__Provided records__:
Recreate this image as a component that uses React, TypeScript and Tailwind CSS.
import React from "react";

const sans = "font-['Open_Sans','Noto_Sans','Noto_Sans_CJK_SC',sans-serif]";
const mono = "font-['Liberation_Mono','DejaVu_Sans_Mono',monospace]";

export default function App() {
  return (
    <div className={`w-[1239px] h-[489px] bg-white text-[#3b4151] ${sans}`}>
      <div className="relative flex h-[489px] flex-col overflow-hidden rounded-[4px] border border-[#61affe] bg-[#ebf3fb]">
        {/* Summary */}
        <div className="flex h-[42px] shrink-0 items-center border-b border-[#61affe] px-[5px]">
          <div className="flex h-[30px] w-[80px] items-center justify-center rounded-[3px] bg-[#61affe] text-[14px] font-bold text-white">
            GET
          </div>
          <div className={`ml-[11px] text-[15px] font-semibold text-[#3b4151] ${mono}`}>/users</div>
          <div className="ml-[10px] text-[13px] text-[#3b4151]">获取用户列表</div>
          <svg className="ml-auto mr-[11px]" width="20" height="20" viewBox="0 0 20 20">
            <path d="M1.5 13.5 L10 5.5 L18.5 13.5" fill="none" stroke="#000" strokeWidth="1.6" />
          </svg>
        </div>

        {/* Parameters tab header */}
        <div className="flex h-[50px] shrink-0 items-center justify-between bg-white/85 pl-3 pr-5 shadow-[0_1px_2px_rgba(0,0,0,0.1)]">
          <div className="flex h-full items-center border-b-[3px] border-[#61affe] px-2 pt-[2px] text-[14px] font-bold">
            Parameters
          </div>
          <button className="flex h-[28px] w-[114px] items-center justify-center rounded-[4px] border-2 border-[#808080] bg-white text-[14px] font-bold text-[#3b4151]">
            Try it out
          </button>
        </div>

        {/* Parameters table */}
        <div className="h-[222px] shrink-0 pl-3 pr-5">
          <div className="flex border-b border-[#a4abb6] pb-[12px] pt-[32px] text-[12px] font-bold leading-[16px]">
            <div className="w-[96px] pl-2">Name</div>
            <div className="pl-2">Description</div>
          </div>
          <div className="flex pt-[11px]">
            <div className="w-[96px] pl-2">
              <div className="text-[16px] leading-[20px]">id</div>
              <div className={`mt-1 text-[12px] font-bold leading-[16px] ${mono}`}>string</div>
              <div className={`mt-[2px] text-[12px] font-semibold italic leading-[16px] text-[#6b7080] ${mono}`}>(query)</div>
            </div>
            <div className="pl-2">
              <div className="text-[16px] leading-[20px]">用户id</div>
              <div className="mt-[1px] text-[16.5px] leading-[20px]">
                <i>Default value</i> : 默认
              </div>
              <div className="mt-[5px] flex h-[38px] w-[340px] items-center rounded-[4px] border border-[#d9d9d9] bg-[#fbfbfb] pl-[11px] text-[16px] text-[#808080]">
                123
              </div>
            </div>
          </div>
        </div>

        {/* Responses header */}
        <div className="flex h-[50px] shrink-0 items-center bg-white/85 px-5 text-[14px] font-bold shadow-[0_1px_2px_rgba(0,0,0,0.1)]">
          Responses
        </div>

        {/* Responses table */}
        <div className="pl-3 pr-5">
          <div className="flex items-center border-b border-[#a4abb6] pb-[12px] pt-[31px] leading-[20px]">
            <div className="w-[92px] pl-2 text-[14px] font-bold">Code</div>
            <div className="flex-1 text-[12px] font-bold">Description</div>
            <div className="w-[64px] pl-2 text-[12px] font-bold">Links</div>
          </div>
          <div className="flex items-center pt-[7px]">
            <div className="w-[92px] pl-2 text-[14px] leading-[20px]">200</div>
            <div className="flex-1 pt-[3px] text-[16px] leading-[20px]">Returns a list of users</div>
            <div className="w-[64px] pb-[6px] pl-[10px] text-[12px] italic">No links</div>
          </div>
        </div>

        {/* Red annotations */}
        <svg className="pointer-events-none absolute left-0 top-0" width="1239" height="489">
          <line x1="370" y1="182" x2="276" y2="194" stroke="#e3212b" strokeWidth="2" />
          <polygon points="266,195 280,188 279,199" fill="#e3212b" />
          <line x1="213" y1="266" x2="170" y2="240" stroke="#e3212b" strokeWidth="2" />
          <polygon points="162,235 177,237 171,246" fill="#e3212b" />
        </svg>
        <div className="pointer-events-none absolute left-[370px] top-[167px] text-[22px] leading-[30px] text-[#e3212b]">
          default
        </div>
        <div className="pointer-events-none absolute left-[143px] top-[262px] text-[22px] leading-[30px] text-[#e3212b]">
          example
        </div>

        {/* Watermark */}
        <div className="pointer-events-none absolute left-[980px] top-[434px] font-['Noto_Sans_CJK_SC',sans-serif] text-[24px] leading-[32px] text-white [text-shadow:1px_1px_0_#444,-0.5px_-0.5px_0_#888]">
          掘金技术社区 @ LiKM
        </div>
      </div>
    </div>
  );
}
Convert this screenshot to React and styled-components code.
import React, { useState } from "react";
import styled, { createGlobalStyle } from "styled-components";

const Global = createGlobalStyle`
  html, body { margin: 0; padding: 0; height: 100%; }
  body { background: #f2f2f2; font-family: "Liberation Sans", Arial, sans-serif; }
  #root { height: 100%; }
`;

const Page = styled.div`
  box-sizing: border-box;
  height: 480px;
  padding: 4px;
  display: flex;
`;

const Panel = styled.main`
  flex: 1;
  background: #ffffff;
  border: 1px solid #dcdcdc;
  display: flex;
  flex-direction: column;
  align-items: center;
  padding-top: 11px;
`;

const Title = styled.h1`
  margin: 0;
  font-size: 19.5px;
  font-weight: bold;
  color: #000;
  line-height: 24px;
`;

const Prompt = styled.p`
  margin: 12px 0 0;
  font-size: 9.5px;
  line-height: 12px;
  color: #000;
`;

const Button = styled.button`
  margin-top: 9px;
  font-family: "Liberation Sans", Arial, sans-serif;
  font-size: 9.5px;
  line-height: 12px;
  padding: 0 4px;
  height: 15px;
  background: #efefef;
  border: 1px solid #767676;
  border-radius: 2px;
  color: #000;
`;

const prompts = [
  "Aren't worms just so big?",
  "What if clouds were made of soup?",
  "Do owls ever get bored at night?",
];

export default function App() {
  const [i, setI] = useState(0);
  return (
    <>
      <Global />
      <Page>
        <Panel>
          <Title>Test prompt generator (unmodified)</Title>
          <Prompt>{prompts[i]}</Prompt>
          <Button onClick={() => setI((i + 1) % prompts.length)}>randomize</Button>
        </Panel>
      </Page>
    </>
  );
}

__Work instructions__:
Print the whole listing exactly as it is.

__Response below__:
Recreate this image as a component that uses React, TypeScript and Tailwind CSS.
import React from "react";

const sans = "font-['Open_Sans','Noto_Sans','Noto_Sans_CJK_SC',sans-serif]";
const mono = "font-['Liberation_Mono','DejaVu_Sans_Mono',monospace]";

export default function App() {
  return (
    <div className={`w-[1239px] h-[489px] bg-white text-[#3b4151] ${sans}`}>
      <div className="relative flex h-[489px] flex-col overflow-hidden rounded-[4px] border border-[#61affe] bg-[#ebf3fb]">
        {/* Summary */}
        <div className="flex h-[42px] shrink-0 items-center border-b border-[#61affe] px-[5px]">
          <div className="flex h-[30px] w-[80px] items-center justify-center rounded-[3px] bg-[#61affe] text-[14px] font-bold text-white">
            GET
          </div>
          <div className={`ml-[11px] text-[15px] font-semibold text-[#3b4151] ${mono}`}>/users</div>
          <div className="ml-[10px] text-[13px] text-[#3b4151]">获取用户列表</div>
          <svg className="ml-auto mr-[11px]" width="20" height="20" viewBox="0 0 20 20">
            <path d="M1.5 13.5 L10 5.5 L18.5 13.5" fill="none" stroke="#000" strokeWidth="1.6" />
          </svg>
        </div>

        {/* Parameters tab header */}
        <div className="flex h-[50px] shrink-0 items-center justify-between bg-white/85 pl-3 pr-5 shadow-[0_1px_2px_rgba(0,0,0,0.1)]">
          <div className="flex h-full items-center border-b-[3px] border-[#61affe] px-2 pt-[2px] text-[14px] font-bold">
            Parameters
          </div>
          <button className="flex h-[28px] w-[114px] items-center justify-center rounded-[4px] border-2 border-[#808080] bg-white text-[14px] font-bold text-[#3b4151]">
            Try it out
          </button>
        </div>

        {/* Parameters table */}
        <div className="h-[222px] shrink-0 pl-3 pr-5">
          <div className="flex border-b border-[#a4abb6] pb-[12px] pt-[32px] text-[12px] font-bold leading-[16px]">
            <div className="w-[96px] pl-2">Name</div>
            <div className="pl-2">Description</div>
          </div>
          <div className="flex pt-[11px]">
            <div className="w-[96px] pl-2">
              <div className="text-[16px] leading-[20px]">id</div>
              <div className={`mt-1 text-[12px] font-bold leading-[16px] ${mono}`}>string</div>
              <div className={`mt-[2px] text-[12px] font-semibold italic leading-[16px] text-[#6b7080] ${mono}`}>(query)</div>
            </div>
            <div className="pl-2">
              <div className="text-[16px] leading-[20px]">用户id</div>
              <div className="mt-[1px] text-[16.5px] leading-[20px]">
                <i>Default value</i> : 默认
              </div>
              <div className="mt-[5px] flex h-[38px] w-[340px] items-center rounded-[4px] border border-[#d9d9d9] bg-[#fbfbfb] pl-[11px] text-[16px] text-[#808080]">
                123
              </div>
            </div>
          </div>
        </div>

        {/* Responses header */}
        <div className="flex h-[50px] shrink-0 items-center bg-white/85 px-5 text-[14px] font-bold shadow-[0_1px_2px_rgba(0,0,0,0.1)]">
          Responses
        </div>

        {/* Responses table */}
        <div className="pl-3 pr-5">
          <div className="flex items-center border-b border-[#a4abb6] pb-[12px] pt-[31px] leading-[20px]">
            <div className="w-[92px] pl-2 text-[14px] font-bold">Code</div>
            <div className="flex-1 text-[12px] font-bold">Description</div>
            <div className="w-[64px] pl-2 text-[12px] font-bold">Links</div>
          </div>
          <div className="flex items-center pt-[7px]">
            <div className="w-[92px] pl-2 text-[14px] leading-[20px]">200</div>
            <div className="flex-1 pt-[3px] text-[16px] leading-[20px]">Returns a list of users</div>
            <div className="w-[64px] pb-[6px] pl-[10px] text-[12px] italic">No links</div>
          </div>
        </div>

        {/* Red annotations */}
        <svg className="pointer-events-none absolute left-0 top-0" width="1239" height="489">
          <line x1="370" y1="182" x2="276" y2="194" stroke="#e3212b" strokeWidth="2" />
          <polygon points="266,195 280,188 279,199" fill="#e3212b" />
          <line x1="213" y1="266" x2="170" y2="240" stroke="#e3212b" strokeWidth="2" />
          <polygon points="162,235 177,237 171,246" fill="#e3212b" />
        </svg>
        <div className="pointer-events-none absolute left-[370px] top-[167px] text-[22px] leading-[30px] text-[#e3212b]">
          default
        </div>
        <div className="pointer-events-none absolute left-[143px] top-[262px] text-[22px] leading-[30px] text-[#e3212b]">
          example
        </div>

        {/* Watermark */}
        <div className="pointer-events-none absolute left-[980px] top-[434px] font-['Noto_Sans_CJK_SC',sans-serif] text-[24px] leading-[32px] text-white [text-shadow:1px_1px_0_#444,-0.5px_-0.5px_0_#888]">
          掘金技术社区 @ LiKM
        </div>
      </div>
    </div>
  );
}
Convert this screenshot to React and styled-components code.
import React, { useState } from "react";
import styled, { createGlobalStyle } from "styled-components";

const Global = createGlobalStyle`
  html, body { margin: 0; padding: 0; height: 100%; }
  body { background: #f2f2f2; font-family: "Liberation Sans", Arial, sans-serif; }
  #root { height: 100%; }
`;

const Page = styled.div`
  box-sizing: border-box;
  height: 480px;
  padding: 4px;
  display: flex;
`;

const Panel = styled.main`
  flex: 1;
  background: #ffffff;
  border: 1px solid #dcdcdc;
  display: flex;
  flex-direction: column;
  align-items: center;
  padding-top: 11px;
`;

const Title = styled.h1`
  margin: 0;
  font-size: 19.5px;
  font-weight: bold;
  color: #000;
  line-height: 24px;
`;

const Prompt = styled.p`
  margin: 12px 0 0;
  font-size: 9.5px;
  line-height: 12px;
  color: #000;
`;

const Button = styled.button`
  margin-top: 9px;
  font-family: "Liberation Sans", Arial, sans-serif;
  font-size: 9.5px;
  line-height: 12px;
  padding: 0 4px;
  height: 15px;
  background: #efefef;
  border: 1px solid #767676;
  border-radius: 2px;
  color: #000;
`;

const prompts = [
  "Aren't worms just so big?",
  "What if clouds were made of soup?",
  "Do owls ever get bored at night?",
];

export default function App() {
  const [i, setI] = useState(0);
  return (
    <>
      <Global />
      <Page>
        <Panel>
          <Title>Test prompt generator (unmodified)</Title>
          <Prompt>{prompts[i]}</Prompt>
          <Button onClick={() => setI((i + 1) % prompts.length)}>randomize</Button>
        </Panel>
      </Page>
    </>
  );
}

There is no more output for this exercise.